Once you have a sense of your personal goals and a potential successor in mind, it's time to get into the nuts and bolts of the deal itself. This is where the plan gets real, and it boils down to two key questions: What is your business actually worth, and how will you legally and financially hand over the keys?

Getting these two things right is everything. It determines the money you’ll walk away with and sets the stage for the company’s future success long after you're gone.

How to Arrive at a Defensible Business Value

A business valuation isn’t just about picking a number that feels good. It’s a formal, objective process that takes the emotion out of the equation. Without a professional valuation, you’re just guessing, and that’s a risky way to handle what is likely your largest asset.

I always tell clients to bring in a Certified Valuation Analyst (CVA) or a similarly qualified professional. They won’t just pull a number out of thin air; they’ll use a blend of established methods to determine a fair market value.

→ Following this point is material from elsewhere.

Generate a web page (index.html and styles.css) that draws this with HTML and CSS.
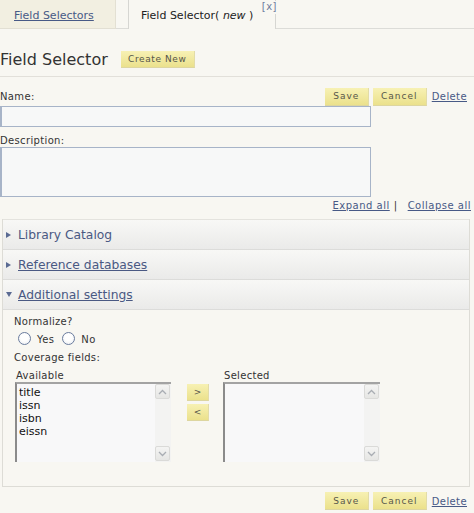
FILE: index.html
```html
<!DOCTYPE html>
<html>
<head>
<meta charset="utf-8">
<title>Field Selector</title>
<link rel="stylesheet" href="styles.css">
</head>
<body>
<div class="tabs">
  <div class="tab tab-off"><a href="#">Field Selectors</a></div>
  <div class="tab-gap"></div>
  <div class="tab tab-on">Field Selector( <i>new</i> )<span class="close">[x]</span></div>
  <div class="tab-rest"></div>
</div>

<div class="title-row">
  <h1>Field Selector</h1>
  <button class="btn btn-create">Create New</button>
</div>
<div class="rule"></div>

<div class="label-row">
  <label class="lbl">Name:</label>
  <div class="actions">
    <button class="btn btn-save">Save</button>
    <button class="btn btn-cancel">Cancel</button>
    <a href="#" class="del">Delete</a>
  </div>
</div>
<input class="text-input" type="text">

<label class="lbl desc-label">Description:</label>
<textarea class="text-area"></textarea>

<div class="expand">
  <a href="#">Expand all</a><span class="sep">|</span><a href="#">Collapse all</a>
</div>

<div class="accordion">
  <div class="acc-head"><span class="tri-r"></span><span class="acc-title">Library Catalog</span></div>
  <div class="acc-head"><span class="tri-r"></span><a href="#" class="acc-title">Reference databases</a></div>
  <div class="acc-head"><span class="tri-d"></span><a href="#" class="acc-title">Additional settings</a></div>
  <div class="acc-body">
    <div class="small-lbl">Normalize?</div>
    <div class="radios">
      <span class="radio"></span><span class="radio-lbl">Yes</span>
      <span class="radio"></span><span class="radio-lbl">No</span>
    </div>
    <div class="small-lbl cov">Coverage fields:</div>
    <div class="pickers">
      <div class="pick-col col-avail">
        <div class="small-lbl pick-lbl">Available</div>
        <div class="listbox">
          <ul class="items">
            <li>title</li>
            <li>issn</li>
            <li>isbn</li>
            <li>eissn</li>
          </ul>
          <div class="scrollbar">
            <span class="sb-btn"><svg width="9" height="6" viewBox="0 0 9 6"><path d="M1 5 L4.5 1.5 L8 5" fill="none" stroke="#a9adb3" stroke-width="1.3"/></svg></span>
            <span class="sb-btn"><svg width="9" height="6" viewBox="0 0 9 6"><path d="M1 1 L4.5 4.5 L8 1" fill="none" stroke="#a9adb3" stroke-width="1.3"/></svg></span>
          </div>
        </div>
      </div>
      <div class="move-col">
        <button class="btn btn-move">&gt;</button>
        <button class="btn btn-move">&lt;</button>
      </div>
      <div class="pick-col col-sel">
        <div class="small-lbl pick-lbl">Selected</div>
        <div class="listbox">
          <ul class="items"></ul>
          <div class="scrollbar">
            <span class="sb-btn"><svg width="9" height="6" viewBox="0 0 9 6"><path d="M1 5 L4.5 1.5 L8 5" fill="none" stroke="#a9adb3" stroke-width="1.3"/></svg></span>
            <span class="sb-btn"><svg width="9" height="6" viewBox="0 0 9 6"><path d="M1 1 L4.5 4.5 L8 1" fill="none" stroke="#a9adb3" stroke-width="1.3"/></svg></span>
          </div>
        </div>
      </div>
    </div>
  </div>
</div>

<div class="actions bottom-actions">
  <button class="btn btn-save">Save</button>
  <button class="btn btn-cancel">Cancel</button>
  <a href="#" class="del">Delete</a>
</div>
</body>
</html>
```

FILE: styles.css
```css
html, body {
  margin: 0;
  padding: 0;
}
body {
  width: 474px;
  height: 513px;
  overflow: hidden;
  background: #f8f7f2;
  font-family: "DejaVu Sans", Verdana, sans-serif;
  color: #333;
}
a {
  color: #485a86;
  text-decoration: underline;
}

/* tabs */
.tabs {
  display: flex;
  height: 29px;
}
.tab {
  box-sizing: border-box;
  height: 29px;
  padding-top: 9px;
  font-size: 11px;
  line-height: 13px;
  white-space: nowrap;
}
.tab-off {
  width: 116px;
  padding-left: 14px;
  background: #f2efe1;
  border-right: 1px solid #e3e0d3;
  border-bottom: 1px solid #e2dfd3;
}
.tab-gap {
  width: 12px;
  border-bottom: 1px solid #dcdcd8;
}
.tab-on {
  position: relative;
  width: 148px;
  padding-left: 12px;
  color: #222;
  border-left: 1px solid #d6d6d2;
  border-right: 1px solid #d6d6d2;
}
.tab-on i {
  font-style: italic;
}
.close {
  position: absolute;
  top: 1px;
  right: -3px;
  padding: 0 1px 2px;
  background: #f8f7f2;
  font-size: 10px;
  line-height: 11px;
  letter-spacing: 0.5px;
  color: #6f7e9e;
}
.tab-rest {
  flex: 1;
  border-bottom: 1px solid #dcdcd8;
}

/* title */
.title-row {
  display: flex;
  align-items: center;
  height: 21px;
  margin-top: 20px;
}
h1 {
  margin: 0;
  font-size: 16px;
  font-weight: normal;
  color: #333;
  line-height: 21px;
}
.rule {
  margin-top: 6px;
  height: 1px;
  background: #e2e0da;
}

/* buttons */
.btn {
  box-sizing: border-box;
  height: 18px;
  padding: 0;
  margin: 0;
  border: none;
  border-right: 1px solid #e2dca8;
  border-bottom: 1px solid #ddd6a0;
  background: linear-gradient(#f7f1b4, #ebe18c);
  font-family: "DejaVu Sans", Verdana, sans-serif;
  font-size: 9px;
  letter-spacing: 1px;
  color: #56564a;
  line-height: 16px;
}
.btn-create {
  width: 74px;
  height: 17px;
  margin-left: 13px;
  letter-spacing: 0.6px;
}
.btn-save { width: 44px; }
.btn-cancel { width: 54px; margin-left: 4px; }

.actions {
  display: flex;
  align-items: center;
  justify-content: flex-end;
  margin-left: auto;
  padding-right: 7px;
}
.del {
  margin-left: 5px;
  font-size: 10px;
  letter-spacing: 0.4px;
}

/* form */
.label-row {
  display: flex;
  align-items: center;
  height: 19px;
  margin-top: 10px;
}
.lbl {
  font-size: 10px;
  letter-spacing: 0.35px;
  color: #333;
}
.text-input {
  display: block;
  box-sizing: border-box;
  width: 371px;
  height: 21px;
  margin: 0;
  padding: 0 3px;
  border: 1px solid #a7b4c8;
  border-left: 2px solid #a7b4c8;
  background: #f7f8f8;
}
.desc-label {
  display: block;
  box-sizing: border-box;
  height: 20px;
  padding-top: 7px;
  line-height: 13px;
}
.text-area {
  display: block;
  box-sizing: border-box;
  width: 371px;
  height: 50px;
  margin: 0;
  padding: 2px;
  resize: none;
  border: 1px solid #a7b4c8;
  border-left: 2px solid #a7b4c8;
  background: #f7f8f8;
}
.expand {
  display: flex;
  justify-content: flex-end;
  align-items: center;
  height: 16px;
  padding-right: 3px;
  font-size: 10px;
  letter-spacing: 0.5px;
}
.sep {
  margin: 0 10px 0 4px;
  color: #333;
}

/* accordion */
.accordion {
  margin: 6px 4px 0 2px;
  border: 1px solid #dddcd6;
  border-top: none;
}
.acc-head {
  display: flex;
  align-items: center;
  box-sizing: border-box;
  height: 30px;
  padding-left: 3px;
  border-top: 1px solid #dcdcda;
  background: linear-gradient(#f8f8f6, #eaeae9);
  font-size: 12.3px;
}
.acc-head:first-child {
  border-top: 1px solid #e4e3de;
}
.acc-title {
  color: #4a5983;
}
.tri-r {
  width: 0;
  height: 0;
  margin-right: 7px;
  border-top: 3.5px solid transparent;
  border-bottom: 3.5px solid transparent;
  border-left: 5px solid #5a6a92;
}
.tri-d {
  width: 0;
  height: 0;
  margin-right: 6px;
  border-left: 3.5px solid transparent;
  border-right: 3.5px solid transparent;
  border-top: 5px solid #5a6a92;
}
.acc-body {
  border-top: 1px solid #dcdcda;
  padding: 6px 0 24px 11px;
  background: #f8f7f2;
}
.small-lbl {
  font-size: 10px;
  line-height: 12px;
  letter-spacing: 0.3px;
  color: #333;
}
.radios {
  display: flex;
  align-items: center;
  height: 16px;
  margin-top: 2px;
  padding-left: 4px;
}
.radio {
  box-sizing: border-box;
  width: 13px;
  height: 13px;
  border: 1px solid #6a7c9e;
  border-radius: 50%;
  background: radial-gradient(circle at 50% 40%, #ffffff 40%, #e7eaef);
}
.radio-lbl {
  margin-left: 6px;
  margin-right: 8px;
  font-size: 10px;
  letter-spacing: 0.4px;
  padding-top: 3px;
}
.cov {
  margin-top: 6px;
}
.pickers {
  display: flex;
  margin-top: 6px;
  padding-left: 1px;
}
.pick-col {
  display: flex;
  flex-direction: column;
}
.col-avail { width: 156px; }
.col-sel { width: 157px; margin-left: 14px; }
.pick-lbl {
  padding-left: 1px;
}
.listbox {
  display: flex;
  box-sizing: border-box;
  height: 80px;
  border-top: 2px solid #a3a3a3;
  border-left: 2px solid #8b8b8b;
  background: #f8f8f9;
}
.items {
  flex: 1;
  margin: 0;
  padding: 2px 0 0 2px;
  list-style: none;
  font-size: 11px;
  line-height: 13px;
  color: #111;
}
.scrollbar {
  display: flex;
  flex-direction: column;
  justify-content: space-between;
  width: 16px;
  padding-bottom: 1px;
  background: #f3f3f2;
}
.sb-btn {
  display: flex;
  align-items: center;
  justify-content: center;
  box-sizing: border-box;
  width: 15px;
  height: 15px;
  border: 1px solid #dadad8;
  border-radius: 2px;
  background: linear-gradient(#f4f4f3, #e6e6e4);
}
.move-col {
  display: flex;
  flex-direction: column;
  gap: 3px;
  margin-left: 16px;
  padding-top: 14px;
}
.btn-move {
  width: 22px;
  height: 17px;
  letter-spacing: 0;
}

.bottom-actions {
  margin-top: 5px;
  height: 18px;
}
```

The Three Main Valuation Approaches

A proper valuation looks at your business from a few different angles to build a complete, defensible picture.

  • Asset-Based: This is the most straightforward calculation. It’s a simple balance sheet exercise: what are all your tangible and intangible assets worth, minus your liabilities? While it’s a necessary baseline, this method often misses the true value of a service business, where brand reputation and customer loyalty are huge drivers of worth.

  • Market-Based: How have similar businesses in your industry and region sold recently? The market approach provides a reality check. For example, we might see that comparable local CPA firms are selling for 1.2x their annual revenue. This gives us a real-world multiple to anchor our expectations.

  • Income-Based: For most profitable, closely held businesses, this is the heavyweight. This approach focuses entirely on the business’s ability to produce cash. It zeros in on your Seller’s Discretionary Earnings (SDE)—the total financial benefit you, as the owner, pull from the business. This figure is then used to project future earnings and calculate what the company is worth today.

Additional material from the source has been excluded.